Bug #62294 buf_buddy_relocate calls gettimeofday while holder buffer pool mutex
Submitted: 30 Aug 2011 0:34 Modified: 7 Oct 2011 0:56
Reporter: Mark Callaghan Email Updates:
Status: Closed Impact on me:
None 
Category:MySQL Server: InnoDB Plugin storage engine Severity:S3 (Non-critical)
Version:5.1,5.5 OS:Any
Assigned to: Marko Mäkelä CPU Architecture:Any
Tags: innodb, performance

[30 Aug 2011 0:34] Mark Callaghan
Description:
As far as I can tell this call path can occur while the caller holds the buffer pool mutex:
buf_page_init_for_read -> buf_buddy_alloc/buf_buddy_free -> buf_buddy_free_low -> buf_buddy_relocate

And buf_buddy_relocate calls ut_time_us which wraps gettimeofday. It isn't a good idea to call that when holding a critical mutex like the buffer_pool mutex

How to repeat:
read the code

Suggested fix:
don't call gettimeofday there. if perf timers are needed use a cycle timer
[30 Aug 2011 4:02] Valeriy Kravchuk
Yes, buf_buddy_relocate() starts with:

        ut_ad(buf_pool_mutex_own(buf_pool));

and then has the following code:

        if (buf_page_can_relocate(bpage)) {
                /* Relocate the compressed page. */
...
                        buddy_stat->relocated++;
                        buddy_stat->relocated_usec
                                += ut_time_us(NULL) - usec;
...
        }

So I see no reason to disagree with your analysis.
[30 Aug 2011 6:35] Marko Mäkelä
Mark, the buddy relocation operation is expensive, and I thought that an additional system call would not hurt so much. You are probably aware that the fix of Bug#61188 reduces the number of relocation operations.

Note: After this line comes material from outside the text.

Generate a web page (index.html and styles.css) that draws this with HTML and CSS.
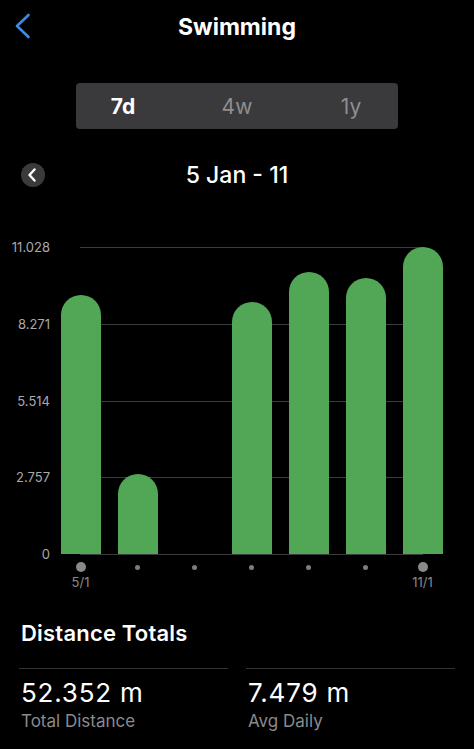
FILE: index.html
```html
<html>
<head>
<title>Swimming</title>
<meta charset="utf-8">
<meta name="viewport" content="width=device-width, initial-scale=1">
<link rel="stylesheet" href="styles.css">
</head>
<body>
<div class="screen">
	<div class="nav">
		<a class="back" href="#">
			<svg width="16" height="26" viewBox="0 0 16 26"><path d="M13.5 2 L2 13 L13.5 24" fill="none" stroke="#3c8ce7" stroke-width="2.6" stroke-linecap="round" stroke-linejoin="round"/></svg>
		</a>
		<h1 class="title">Swimming</h1>
	</div>

	<div class="segmented">
		<span class="seg active">7d</span>
		<span class="seg">4w</span>
		<span class="seg">1y</span>
	</div>

	<div class="range">
		<a class="prev" href="#">
			<svg width="10" height="14" viewBox="0 0 10 14"><path d="M7.5 1.5 L2.5 7 L7.5 12.5" fill="none" stroke="#fff" stroke-width="2.4" stroke-linecap="round" stroke-linejoin="round"/></svg>
		</a>
		<div class="range-label">5 Jan - 11</div>
	</div>

	<div class="chart">
		<div class="axis">
			<span>11.028</span>
			<span>8.271</span>
			<span>5.514</span>
			<span>2.757</span>
			<span>0</span>
		</div>
		<div class="plot">
			<div class="bars">
				<div class="grid">
					<i></i><i></i><i></i><i></i><i></i>
				</div>
				<div class="col"><div class="bar" style="height:259px"></div></div>
				<div class="col"><div class="bar" style="height:80px"></div></div>
				<div class="col"><div class="bar" style="height:0"></div></div>
				<div class="col"><div class="bar" style="height:252px"></div></div>
				<div class="col"><div class="bar" style="height:282px"></div></div>
				<div class="col"><div class="bar" style="height:276px"></div></div>
				<div class="col"><div class="bar" style="height:307px"></div></div>
			</div>
			<div class="ticks">
				<div class="tick"><span class="dot big"></span><span class="day">5/1</span></div>
				<div class="tick"><span class="dot"></span></div>
				<div class="tick"><span class="dot"></span></div>
				<div class="tick"><span class="dot"></span></div>
				<div class="tick"><span class="dot"></span></div>
				<div class="tick"><span class="dot"></span></div>
				<div class="tick"><span class="dot big"></span><span class="day">11/1</span></div>
			</div>
		</div>
	</div>

	<div class="totals">
		<h2 class="totals-title">Distance Totals</h2>
		<div class="stats">
			<div class="stat">
				<div class="value">52.352 m</div>
				<div class="caption">Total Distance</div>
			</div>
			<div class="stat">
				<div class="value">7.479 m</div>
				<div class="caption">Avg Daily</div>
			</div>
		</div>
	</div>
</div>
</body>
</html>
```

FILE: styles.css
```css
body{
	margin:0;
	background:#000;
	color:#fff;
	font-family:Inter,'Noto Sans',sans-serif;
}
*,:after,:before{box-sizing:border-box}
a{color:inherit;text-decoration:none}
h1,h2{margin:0}

.screen{
	width:474px;
	height:749px;
	overflow:hidden;
}

/* top bar */
.nav{
	position:relative;
	padding-top:13px;
	text-align:center;
}
.nav .back{
	position:absolute;
	left:15px;
	top:13px;
}
.nav .title{
	font-size:23px;
	line-height:28px;
	font-weight:700;
}

/* 7d / 4w / 1y */
.segmented{
	width:322px;
	height:46px;
	margin:42px auto 0;
	background:#3a3a3c;
	border-radius:4px;
	display:flex;
	align-items:center;
	justify-content:center;
	gap:74px;
}
.segmented .seg{
	width:40px;
	text-align:center;
	font-size:21px;
	color:#8e8e90;
}
.segmented .seg.active{
	color:#fff;
	font-weight:700;
}

/* date range */
.range{
	position:relative;
	height:24px;
	margin-top:34px;
	display:flex;
	align-items:center;
	justify-content:center;
}
.range .prev{
	position:absolute;
	left:21px;
	top:0;
	width:24px;
	height:24px;
	border-radius:50%;
	background:#3a3a3c;
	display:flex;
	align-items:center;
	justify-content:center;
	padding-right:2px;
}
.range-label{
	font-size:23px;
	font-weight:500;
	line-height:28px;
}

/* chart */
.chart{
	display:flex;
	align-items:flex-start;
	margin-top:52px;
}
.axis{
	width:52px;
	height:323px;
	padding-right:2px;
	display:flex;
	flex-direction:column;
	justify-content:space-between;
	align-items:flex-end;
}
.axis span{
	height:16px;
	line-height:16px;
	font-size:13px;
	color:#a9a9ab;
}
.plot{
	margin-top:8px;
	width:399px;
}
.bars{
	position:relative;
	height:307px;
	display:flex;
	align-items:flex-end;
}
.grid{
	position:absolute;
	top:0;
	bottom:-1px;
	left:28px;
	right:28px;
	display:flex;
	flex-direction:column;
	justify-content:space-between;
}
.grid i{
	display:block;
	height:1px;
	background:#3b3b3d;
}
.col{
	position:relative;
	width:57px;
	display:flex;
	justify-content:center;
}
.bar{
	width:40px;
	background:#51a756;
	border-radius:20px 20px 0 0;
}
.ticks{
	display:flex;
}
.tick{
	width:57px;
	display:flex;
	flex-direction:column;
	align-items:center;
}
.dot{
	width:5px;
	height:5px;
	margin-top:11px;
	border-radius:50%;
	background:#7d7d7f;
}
.dot.big{
	width:10px;
	height:10px;
	margin-top:8px;
	background:#8a8a8c;
}
.day{
	margin-top:2px;
	font-size:13px;
	line-height:16px;
	color:#8a8a8c;
}

/* totals */
.totals{
	padding:0 19px;
	margin-top:30px;
}
.totals-title{
	padding-left:2px;
	font-size:22px;
	line-height:27px;
	font-weight:600;
	letter-spacing:0.2px;
}
.stats{
	display:grid;
	grid-template-columns:1fr 1fr;
	gap:18px;
	margin-top:21px;
}
.stat{
	border-top:1px solid #333335;
	padding:9px 0 0 2px;
}
.stat .value{
	font-size:26px;
	line-height:30px;
	letter-spacing:0.8px;
}
.stat .caption{
	margin-top:2px;
	font-size:17px;
	line-height:22px;
	color:#8a8a8c;
}
```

Which alternative to gettimeofday() would you suggest? Would clock_gettime(CLOCK_MONOTONIC, &tp) be any better? There are a few calls of ut_time_us() that seem to require microseconds, for INFORMATION_SCHEMA statistics.

Side note: The call in page_cur_open_on_rnd_user_rec() could use any entropy source (and it should use page_rec_get_nth() instead of traversing the next-rec chain). I guess that this function is not so time-critical.
[30 Aug 2011 6:40] Marko Mäkelä
Side note: we could probably replace gettimeofday() in ut_time_ms() as well, even though a quick check shows that we not holding the buffer pool mutex while calling it.
[30 Aug 2011 12:15] Marko Mäkelä
For what it is worth, gettimeofday can be implemented as a "cheap" system call without a context switch, depending on the operating system version:

http://davisdoesdownunder.blogspot.com/2011/02/linux-syscall-vsyscall-and-vdso-oh-my.html

One thing that could be done easily is to move the first ut_time_us() call after the buf_page_can_relocate() check. In that way, we would never be invoking a system call unless the relocation really takes place. This would reduce the reported relocated_usec a little.
[7 Oct 2011 0:56] John Russell
Added to changelog:

This fix improves the performance of instrumentation code for InnoDB
buffer pool operations.
[8 Feb 2012 0:45] John Russell
Confirmed that the change applies to 5.1.60, 5.5.17, 5.6.4.